-- AIM --
Your task is to copy every line of the records below that contains "Tailwind".

-- SUPPLIED MATERIAL --
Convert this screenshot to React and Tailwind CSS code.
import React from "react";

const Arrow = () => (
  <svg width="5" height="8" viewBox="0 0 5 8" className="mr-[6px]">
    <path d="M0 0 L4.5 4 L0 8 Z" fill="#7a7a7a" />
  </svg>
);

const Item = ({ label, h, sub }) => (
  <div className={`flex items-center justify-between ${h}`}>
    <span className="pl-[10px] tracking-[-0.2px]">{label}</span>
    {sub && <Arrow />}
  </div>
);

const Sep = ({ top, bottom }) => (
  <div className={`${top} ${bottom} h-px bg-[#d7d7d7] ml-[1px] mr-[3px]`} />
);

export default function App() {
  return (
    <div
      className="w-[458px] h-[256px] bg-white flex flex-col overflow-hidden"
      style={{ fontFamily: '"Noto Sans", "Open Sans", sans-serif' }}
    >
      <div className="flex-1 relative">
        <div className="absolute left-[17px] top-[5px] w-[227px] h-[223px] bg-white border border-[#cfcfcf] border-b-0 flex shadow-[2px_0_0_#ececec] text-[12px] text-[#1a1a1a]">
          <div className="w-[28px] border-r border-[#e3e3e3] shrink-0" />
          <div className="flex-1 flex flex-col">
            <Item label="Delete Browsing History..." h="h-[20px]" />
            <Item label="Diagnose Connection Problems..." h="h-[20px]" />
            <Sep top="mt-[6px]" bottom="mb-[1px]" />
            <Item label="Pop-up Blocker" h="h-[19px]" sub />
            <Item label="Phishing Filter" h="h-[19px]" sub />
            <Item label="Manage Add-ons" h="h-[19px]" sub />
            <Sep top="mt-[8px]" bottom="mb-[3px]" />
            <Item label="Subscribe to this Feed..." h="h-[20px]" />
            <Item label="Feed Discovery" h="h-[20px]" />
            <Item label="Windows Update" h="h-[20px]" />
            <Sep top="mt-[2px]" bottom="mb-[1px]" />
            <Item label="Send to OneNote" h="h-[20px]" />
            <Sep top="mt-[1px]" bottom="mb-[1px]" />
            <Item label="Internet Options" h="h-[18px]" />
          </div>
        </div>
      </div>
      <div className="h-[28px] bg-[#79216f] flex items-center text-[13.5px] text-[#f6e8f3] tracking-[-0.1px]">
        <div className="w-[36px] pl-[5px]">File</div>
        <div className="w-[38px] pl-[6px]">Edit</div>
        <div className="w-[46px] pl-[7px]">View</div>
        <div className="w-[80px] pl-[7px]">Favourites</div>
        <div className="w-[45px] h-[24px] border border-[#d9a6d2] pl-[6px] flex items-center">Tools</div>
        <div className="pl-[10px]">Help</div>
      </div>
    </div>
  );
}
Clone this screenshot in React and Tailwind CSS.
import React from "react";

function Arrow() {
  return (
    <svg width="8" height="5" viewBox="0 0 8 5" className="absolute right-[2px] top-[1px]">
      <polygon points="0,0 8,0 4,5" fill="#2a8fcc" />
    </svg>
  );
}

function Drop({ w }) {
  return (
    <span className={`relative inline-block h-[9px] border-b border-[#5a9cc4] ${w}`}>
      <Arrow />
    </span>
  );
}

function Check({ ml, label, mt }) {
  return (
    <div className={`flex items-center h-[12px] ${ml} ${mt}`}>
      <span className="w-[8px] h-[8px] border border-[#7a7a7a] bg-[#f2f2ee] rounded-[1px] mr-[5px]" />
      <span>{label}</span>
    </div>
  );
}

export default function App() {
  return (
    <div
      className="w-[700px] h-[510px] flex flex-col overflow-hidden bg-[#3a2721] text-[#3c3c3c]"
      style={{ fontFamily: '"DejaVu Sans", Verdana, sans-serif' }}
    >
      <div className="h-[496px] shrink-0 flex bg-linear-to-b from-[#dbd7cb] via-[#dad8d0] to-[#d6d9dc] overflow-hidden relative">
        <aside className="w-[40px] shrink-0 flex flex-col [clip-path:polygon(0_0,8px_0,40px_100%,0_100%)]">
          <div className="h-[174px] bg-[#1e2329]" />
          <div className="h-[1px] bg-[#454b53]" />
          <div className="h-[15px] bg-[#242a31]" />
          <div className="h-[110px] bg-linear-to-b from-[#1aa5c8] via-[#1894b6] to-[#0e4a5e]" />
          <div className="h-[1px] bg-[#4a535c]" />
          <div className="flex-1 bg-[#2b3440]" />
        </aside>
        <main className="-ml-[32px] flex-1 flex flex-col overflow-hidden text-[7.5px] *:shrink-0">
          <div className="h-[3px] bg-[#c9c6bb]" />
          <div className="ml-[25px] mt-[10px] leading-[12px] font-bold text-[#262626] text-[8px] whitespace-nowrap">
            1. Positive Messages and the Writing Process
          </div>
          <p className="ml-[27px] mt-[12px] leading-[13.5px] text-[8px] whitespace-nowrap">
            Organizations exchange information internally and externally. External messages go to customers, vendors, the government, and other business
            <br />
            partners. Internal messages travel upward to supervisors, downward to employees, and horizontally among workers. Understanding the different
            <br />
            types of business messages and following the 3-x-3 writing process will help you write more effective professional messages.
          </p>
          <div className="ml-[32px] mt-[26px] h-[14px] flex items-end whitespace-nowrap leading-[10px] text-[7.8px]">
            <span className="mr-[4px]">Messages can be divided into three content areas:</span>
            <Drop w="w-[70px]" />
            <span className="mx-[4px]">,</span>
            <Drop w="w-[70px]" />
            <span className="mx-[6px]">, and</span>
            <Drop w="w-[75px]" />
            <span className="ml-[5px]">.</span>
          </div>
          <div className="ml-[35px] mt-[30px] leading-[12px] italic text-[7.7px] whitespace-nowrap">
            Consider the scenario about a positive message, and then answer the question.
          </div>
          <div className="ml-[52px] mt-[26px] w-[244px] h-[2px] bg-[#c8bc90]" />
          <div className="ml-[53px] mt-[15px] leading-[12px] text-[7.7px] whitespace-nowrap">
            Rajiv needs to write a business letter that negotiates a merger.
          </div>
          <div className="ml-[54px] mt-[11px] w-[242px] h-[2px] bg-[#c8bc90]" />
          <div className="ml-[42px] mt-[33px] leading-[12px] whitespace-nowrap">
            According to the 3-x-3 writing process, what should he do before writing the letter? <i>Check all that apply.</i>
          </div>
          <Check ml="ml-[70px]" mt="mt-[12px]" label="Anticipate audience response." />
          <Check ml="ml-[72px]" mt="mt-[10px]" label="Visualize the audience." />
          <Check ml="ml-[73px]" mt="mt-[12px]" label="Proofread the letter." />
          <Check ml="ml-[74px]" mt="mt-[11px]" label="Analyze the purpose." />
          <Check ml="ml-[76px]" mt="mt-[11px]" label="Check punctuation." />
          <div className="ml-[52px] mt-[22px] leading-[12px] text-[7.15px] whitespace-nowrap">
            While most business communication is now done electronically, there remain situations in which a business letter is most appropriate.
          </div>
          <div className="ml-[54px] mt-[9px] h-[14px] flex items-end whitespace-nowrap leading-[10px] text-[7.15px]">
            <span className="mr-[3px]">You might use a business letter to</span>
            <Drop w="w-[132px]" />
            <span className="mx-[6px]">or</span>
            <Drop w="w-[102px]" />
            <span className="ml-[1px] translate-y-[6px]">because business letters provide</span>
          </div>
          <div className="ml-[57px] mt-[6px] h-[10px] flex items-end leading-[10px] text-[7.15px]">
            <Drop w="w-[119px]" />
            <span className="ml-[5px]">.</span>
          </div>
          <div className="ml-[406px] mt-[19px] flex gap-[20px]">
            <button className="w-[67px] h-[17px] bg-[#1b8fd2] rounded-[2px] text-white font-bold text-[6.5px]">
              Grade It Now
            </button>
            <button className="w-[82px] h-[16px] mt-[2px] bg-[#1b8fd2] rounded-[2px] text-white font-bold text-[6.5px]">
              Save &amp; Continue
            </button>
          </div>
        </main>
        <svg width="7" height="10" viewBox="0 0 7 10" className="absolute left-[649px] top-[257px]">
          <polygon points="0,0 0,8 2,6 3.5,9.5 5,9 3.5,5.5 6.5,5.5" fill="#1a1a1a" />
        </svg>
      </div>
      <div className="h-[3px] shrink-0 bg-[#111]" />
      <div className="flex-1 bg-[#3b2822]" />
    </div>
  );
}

-- SOLUTION --
Convert this screenshot to React and Tailwind CSS code.
Clone this screenshot in React and Tailwind CSS.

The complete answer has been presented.